Write out the entries below exactly, starting at the first line and stopping after the line that contains "<MenuItem>游戏说明</MenuItem>"; skip all pictures.

Data to use:
** Start **
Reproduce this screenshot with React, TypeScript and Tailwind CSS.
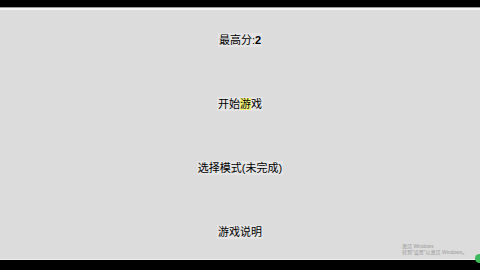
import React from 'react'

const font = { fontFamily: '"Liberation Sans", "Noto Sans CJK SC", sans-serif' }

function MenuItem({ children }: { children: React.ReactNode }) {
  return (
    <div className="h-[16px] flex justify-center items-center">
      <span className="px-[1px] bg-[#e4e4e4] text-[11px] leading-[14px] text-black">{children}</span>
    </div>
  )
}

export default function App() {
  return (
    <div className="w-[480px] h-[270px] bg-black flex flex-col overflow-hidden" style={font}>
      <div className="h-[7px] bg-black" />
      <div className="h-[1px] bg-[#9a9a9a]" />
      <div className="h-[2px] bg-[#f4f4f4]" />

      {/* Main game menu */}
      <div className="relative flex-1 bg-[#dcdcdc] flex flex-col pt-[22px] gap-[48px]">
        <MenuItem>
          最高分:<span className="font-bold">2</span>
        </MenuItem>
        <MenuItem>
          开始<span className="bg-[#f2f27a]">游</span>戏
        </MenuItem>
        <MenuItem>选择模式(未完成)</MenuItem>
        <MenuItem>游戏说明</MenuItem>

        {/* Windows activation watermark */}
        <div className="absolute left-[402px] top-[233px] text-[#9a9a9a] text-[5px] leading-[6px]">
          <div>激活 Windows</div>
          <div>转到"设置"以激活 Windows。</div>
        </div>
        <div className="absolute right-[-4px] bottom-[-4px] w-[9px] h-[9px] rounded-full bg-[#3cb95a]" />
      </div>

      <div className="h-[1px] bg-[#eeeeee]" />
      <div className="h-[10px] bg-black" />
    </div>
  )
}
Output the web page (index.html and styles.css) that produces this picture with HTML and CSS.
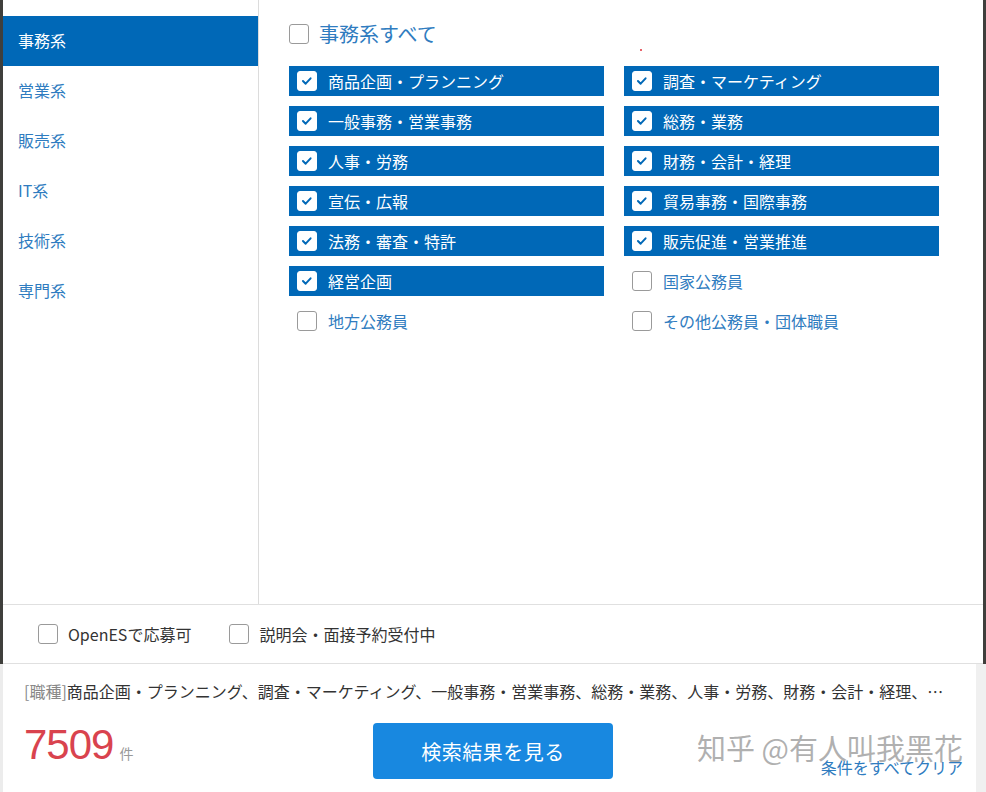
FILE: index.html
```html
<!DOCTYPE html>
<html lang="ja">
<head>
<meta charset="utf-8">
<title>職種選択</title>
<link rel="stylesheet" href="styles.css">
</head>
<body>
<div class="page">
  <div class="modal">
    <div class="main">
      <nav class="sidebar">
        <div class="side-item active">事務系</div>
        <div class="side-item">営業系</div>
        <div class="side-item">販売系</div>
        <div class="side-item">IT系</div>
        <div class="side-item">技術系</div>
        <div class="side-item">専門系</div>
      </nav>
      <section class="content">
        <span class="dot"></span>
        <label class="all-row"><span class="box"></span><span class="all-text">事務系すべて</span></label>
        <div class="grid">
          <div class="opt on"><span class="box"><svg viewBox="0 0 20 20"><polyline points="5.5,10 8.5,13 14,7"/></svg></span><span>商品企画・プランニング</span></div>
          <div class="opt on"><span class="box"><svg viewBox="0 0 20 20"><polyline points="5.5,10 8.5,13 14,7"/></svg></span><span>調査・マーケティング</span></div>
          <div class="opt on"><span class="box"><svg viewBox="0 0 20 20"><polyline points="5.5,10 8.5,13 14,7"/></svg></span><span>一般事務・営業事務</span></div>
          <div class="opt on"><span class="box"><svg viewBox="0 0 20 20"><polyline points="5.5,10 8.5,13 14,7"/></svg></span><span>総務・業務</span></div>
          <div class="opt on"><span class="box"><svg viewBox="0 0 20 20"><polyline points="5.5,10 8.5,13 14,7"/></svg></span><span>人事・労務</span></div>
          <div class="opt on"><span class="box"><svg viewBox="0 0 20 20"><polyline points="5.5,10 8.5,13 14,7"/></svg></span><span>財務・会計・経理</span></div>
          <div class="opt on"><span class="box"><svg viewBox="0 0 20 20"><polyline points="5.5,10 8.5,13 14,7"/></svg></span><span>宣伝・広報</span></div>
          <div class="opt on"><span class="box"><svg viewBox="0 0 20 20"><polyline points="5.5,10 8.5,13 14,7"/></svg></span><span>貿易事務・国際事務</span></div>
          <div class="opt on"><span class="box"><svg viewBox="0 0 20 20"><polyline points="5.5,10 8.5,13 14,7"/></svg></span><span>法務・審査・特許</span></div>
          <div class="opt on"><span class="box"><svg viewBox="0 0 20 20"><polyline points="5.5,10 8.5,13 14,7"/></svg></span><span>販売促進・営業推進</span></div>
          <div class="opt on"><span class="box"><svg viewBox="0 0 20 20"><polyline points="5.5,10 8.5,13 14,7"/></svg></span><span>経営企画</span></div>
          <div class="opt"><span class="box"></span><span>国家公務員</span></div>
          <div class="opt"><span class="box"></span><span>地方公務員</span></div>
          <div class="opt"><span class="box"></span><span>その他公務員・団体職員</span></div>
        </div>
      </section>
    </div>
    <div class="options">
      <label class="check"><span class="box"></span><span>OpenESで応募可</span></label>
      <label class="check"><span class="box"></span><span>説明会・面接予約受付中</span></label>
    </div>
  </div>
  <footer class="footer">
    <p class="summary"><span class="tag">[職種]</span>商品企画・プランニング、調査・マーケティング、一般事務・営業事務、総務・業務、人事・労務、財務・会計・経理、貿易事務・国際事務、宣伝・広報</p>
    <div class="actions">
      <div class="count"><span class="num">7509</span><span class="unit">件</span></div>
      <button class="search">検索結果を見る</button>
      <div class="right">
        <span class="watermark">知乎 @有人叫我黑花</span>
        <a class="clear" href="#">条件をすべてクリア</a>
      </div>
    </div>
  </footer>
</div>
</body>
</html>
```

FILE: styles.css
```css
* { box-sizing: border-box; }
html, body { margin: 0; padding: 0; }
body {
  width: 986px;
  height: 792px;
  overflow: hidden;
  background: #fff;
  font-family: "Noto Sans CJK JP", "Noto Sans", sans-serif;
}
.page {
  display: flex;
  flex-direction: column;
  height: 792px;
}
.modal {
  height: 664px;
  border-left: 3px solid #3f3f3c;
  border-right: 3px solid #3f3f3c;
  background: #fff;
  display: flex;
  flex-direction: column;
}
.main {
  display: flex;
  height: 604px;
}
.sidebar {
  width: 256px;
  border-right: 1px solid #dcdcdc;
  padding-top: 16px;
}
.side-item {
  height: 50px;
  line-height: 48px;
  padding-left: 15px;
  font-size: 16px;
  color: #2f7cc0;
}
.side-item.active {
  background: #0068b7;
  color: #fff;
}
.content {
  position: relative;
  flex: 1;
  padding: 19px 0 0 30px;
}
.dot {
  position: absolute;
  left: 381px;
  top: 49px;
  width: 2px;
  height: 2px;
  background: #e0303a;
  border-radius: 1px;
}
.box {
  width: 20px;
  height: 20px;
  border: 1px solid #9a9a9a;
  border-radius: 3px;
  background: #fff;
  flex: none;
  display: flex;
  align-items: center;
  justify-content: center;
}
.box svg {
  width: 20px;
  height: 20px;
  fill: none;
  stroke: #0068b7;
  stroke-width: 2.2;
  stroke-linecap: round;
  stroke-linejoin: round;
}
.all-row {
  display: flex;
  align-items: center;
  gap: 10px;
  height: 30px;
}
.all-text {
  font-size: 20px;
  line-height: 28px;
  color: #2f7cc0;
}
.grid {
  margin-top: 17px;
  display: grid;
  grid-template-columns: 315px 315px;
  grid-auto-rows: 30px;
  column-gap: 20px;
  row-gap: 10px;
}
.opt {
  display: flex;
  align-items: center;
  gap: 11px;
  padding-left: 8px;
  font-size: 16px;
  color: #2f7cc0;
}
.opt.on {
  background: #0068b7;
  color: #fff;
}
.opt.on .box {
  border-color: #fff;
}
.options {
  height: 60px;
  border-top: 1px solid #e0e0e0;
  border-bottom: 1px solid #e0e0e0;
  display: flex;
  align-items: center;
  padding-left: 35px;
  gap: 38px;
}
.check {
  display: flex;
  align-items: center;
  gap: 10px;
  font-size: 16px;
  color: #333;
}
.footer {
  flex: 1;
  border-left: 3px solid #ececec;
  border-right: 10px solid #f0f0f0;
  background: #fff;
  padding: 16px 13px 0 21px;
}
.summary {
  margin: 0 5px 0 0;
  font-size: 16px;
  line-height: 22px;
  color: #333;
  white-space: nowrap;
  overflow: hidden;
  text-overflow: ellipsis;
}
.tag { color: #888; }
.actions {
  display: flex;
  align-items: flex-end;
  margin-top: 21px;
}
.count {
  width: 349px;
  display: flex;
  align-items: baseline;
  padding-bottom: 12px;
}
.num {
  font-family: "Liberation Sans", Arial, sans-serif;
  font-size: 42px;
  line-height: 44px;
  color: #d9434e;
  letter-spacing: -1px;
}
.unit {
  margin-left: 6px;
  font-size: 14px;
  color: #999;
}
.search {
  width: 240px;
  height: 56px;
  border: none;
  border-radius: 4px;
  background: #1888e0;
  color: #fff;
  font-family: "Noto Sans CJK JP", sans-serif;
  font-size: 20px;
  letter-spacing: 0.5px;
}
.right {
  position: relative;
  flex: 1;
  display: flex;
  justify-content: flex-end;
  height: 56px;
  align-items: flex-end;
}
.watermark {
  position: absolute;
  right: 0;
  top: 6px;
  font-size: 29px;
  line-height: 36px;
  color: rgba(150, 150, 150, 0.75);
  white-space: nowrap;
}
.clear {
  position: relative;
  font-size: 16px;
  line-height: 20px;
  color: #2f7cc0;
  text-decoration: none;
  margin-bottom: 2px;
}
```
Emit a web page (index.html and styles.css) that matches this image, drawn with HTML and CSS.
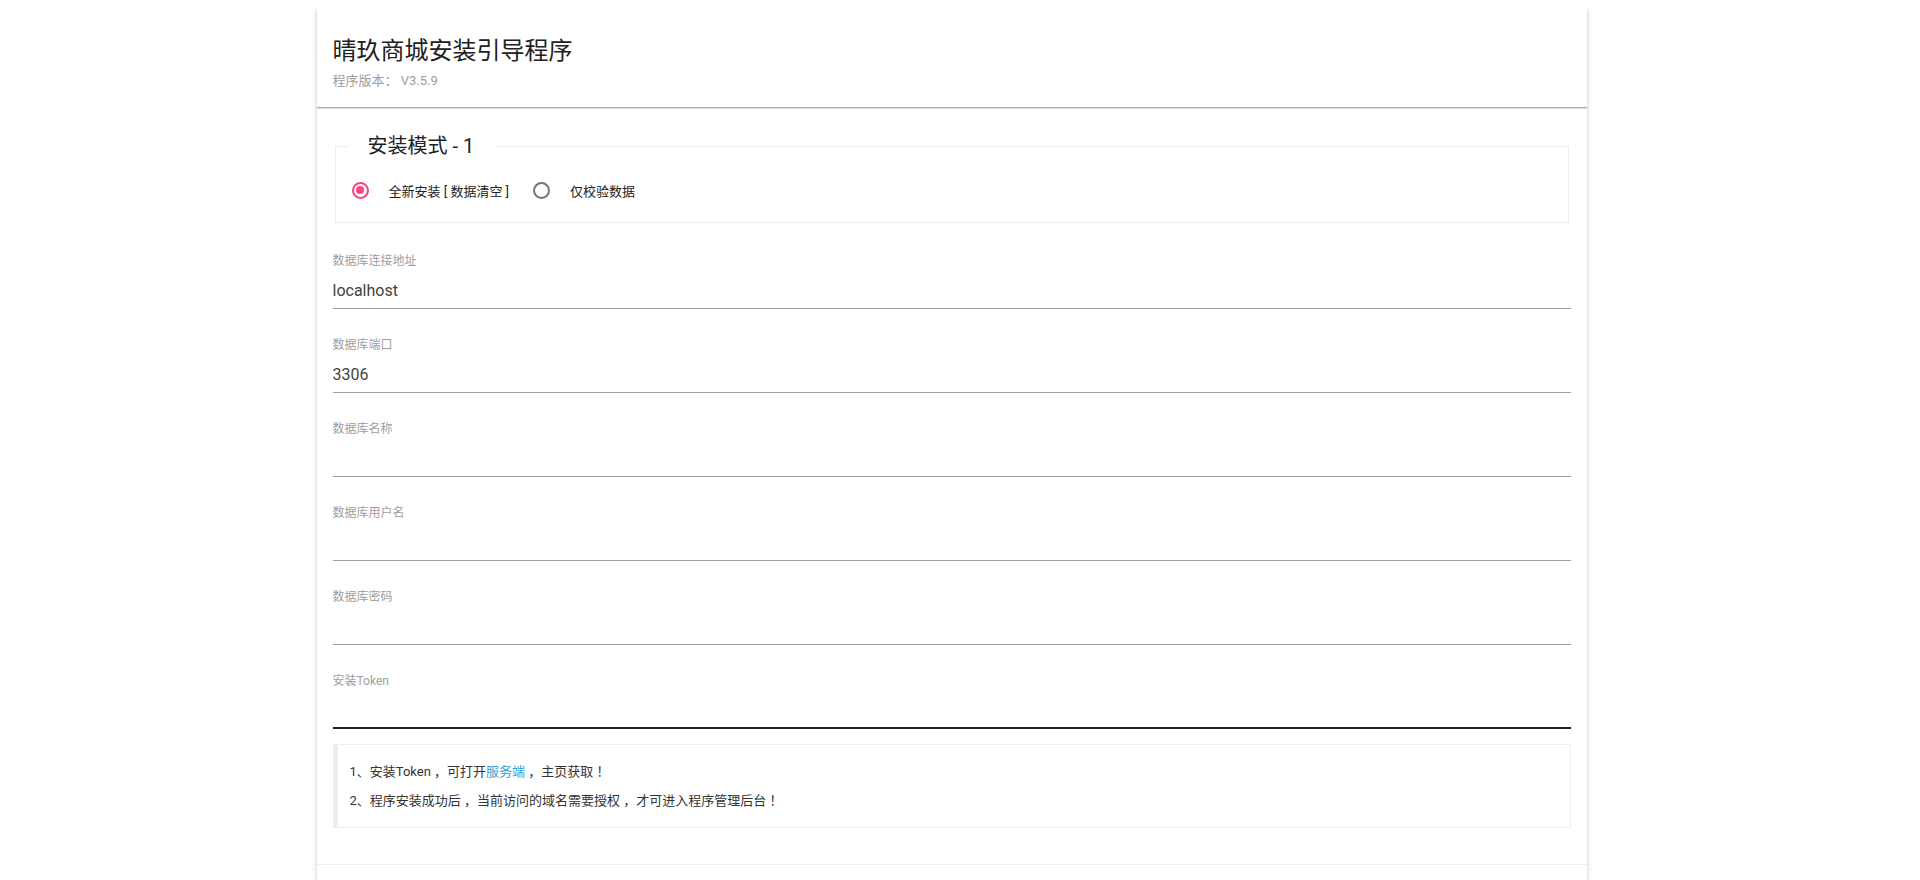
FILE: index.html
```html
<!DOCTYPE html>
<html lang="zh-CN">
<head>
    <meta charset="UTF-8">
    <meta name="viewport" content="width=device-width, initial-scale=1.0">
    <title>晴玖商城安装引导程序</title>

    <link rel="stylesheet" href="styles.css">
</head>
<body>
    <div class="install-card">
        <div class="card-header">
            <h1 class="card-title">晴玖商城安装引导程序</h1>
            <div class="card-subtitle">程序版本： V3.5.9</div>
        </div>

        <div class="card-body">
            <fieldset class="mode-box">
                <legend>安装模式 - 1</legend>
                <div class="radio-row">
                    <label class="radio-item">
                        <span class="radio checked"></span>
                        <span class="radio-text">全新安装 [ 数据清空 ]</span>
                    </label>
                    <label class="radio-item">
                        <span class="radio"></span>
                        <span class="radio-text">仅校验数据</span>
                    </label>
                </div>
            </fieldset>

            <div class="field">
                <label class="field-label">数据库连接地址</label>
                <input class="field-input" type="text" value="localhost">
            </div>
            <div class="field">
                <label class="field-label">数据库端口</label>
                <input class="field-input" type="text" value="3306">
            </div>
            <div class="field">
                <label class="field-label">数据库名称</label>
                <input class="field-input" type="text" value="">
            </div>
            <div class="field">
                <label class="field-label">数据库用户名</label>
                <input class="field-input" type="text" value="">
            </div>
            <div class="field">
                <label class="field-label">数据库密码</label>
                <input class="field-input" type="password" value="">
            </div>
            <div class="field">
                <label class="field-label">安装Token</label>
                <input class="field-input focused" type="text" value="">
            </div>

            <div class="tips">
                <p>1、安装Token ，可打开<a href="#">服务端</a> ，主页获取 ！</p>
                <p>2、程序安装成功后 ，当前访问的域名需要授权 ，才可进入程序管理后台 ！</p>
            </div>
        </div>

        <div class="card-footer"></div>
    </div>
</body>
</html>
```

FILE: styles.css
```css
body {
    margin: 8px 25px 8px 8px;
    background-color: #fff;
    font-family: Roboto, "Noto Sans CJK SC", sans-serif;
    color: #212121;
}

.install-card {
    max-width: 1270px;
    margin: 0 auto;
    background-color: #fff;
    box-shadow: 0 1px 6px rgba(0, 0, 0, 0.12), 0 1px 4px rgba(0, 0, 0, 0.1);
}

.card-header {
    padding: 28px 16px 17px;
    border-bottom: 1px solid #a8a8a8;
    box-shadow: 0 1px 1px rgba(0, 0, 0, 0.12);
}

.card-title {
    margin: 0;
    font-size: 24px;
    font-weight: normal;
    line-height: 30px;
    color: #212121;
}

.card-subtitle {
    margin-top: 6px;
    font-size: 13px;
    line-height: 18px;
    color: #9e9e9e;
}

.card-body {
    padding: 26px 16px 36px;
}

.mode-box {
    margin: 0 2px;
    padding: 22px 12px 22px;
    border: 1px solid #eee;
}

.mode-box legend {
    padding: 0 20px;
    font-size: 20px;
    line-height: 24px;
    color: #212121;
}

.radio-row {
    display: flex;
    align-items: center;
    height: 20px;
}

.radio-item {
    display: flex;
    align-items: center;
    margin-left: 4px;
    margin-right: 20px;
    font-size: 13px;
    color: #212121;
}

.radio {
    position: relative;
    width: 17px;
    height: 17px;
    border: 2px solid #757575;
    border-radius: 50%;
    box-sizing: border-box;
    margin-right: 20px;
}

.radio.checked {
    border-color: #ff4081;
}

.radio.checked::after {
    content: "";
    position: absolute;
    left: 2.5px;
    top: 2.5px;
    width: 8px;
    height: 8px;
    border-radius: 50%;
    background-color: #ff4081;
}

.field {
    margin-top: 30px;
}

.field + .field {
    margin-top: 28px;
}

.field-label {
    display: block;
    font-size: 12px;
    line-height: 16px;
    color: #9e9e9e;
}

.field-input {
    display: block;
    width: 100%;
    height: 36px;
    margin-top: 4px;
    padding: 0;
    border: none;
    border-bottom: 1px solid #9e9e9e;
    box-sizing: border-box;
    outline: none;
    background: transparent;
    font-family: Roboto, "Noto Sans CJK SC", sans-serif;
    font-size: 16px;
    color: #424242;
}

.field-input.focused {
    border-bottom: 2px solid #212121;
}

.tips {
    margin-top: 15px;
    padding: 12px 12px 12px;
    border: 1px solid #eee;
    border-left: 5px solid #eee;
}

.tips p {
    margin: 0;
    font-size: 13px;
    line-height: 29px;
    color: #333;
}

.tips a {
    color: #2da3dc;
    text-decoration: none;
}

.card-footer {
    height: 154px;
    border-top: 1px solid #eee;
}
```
** End **
Response for this exercise:
Reproduce this screenshot with React, TypeScript and Tailwind CSS.
import React from 'react'

const font = { fontFamily: '"Liberation Sans", "Noto Sans CJK SC", sans-serif' }

function MenuItem({ children }: { children: React.ReactNode }) {
  return (
    <div className="h-[16px] flex justify-center items-center">
      <span className="px-[1px] bg-[#e4e4e4] text-[11px] leading-[14px] text-black">{children}</span>
    </div>
  )
}

export default function App() {
  return (
    <div className="w-[480px] h-[270px] bg-black flex flex-col overflow-hidden" style={font}>
      <div className="h-[7px] bg-black" />
      <div className="h-[1px] bg-[#9a9a9a]" />
      <div className="h-[2px] bg-[#f4f4f4]" />

      {/* Main game menu */}
      <div className="relative flex-1 bg-[#dcdcdc] flex flex-col pt-[22px] gap-[48px]">
        <MenuItem>
          最高分:<span className="font-bold">2</span>
        </MenuItem>
        <MenuItem>
          开始<span className="bg-[#f2f27a]">游</span>戏
        </MenuItem>
        <MenuItem>选择模式(未完成)</MenuItem>
        <MenuItem>游戏说明</MenuItem>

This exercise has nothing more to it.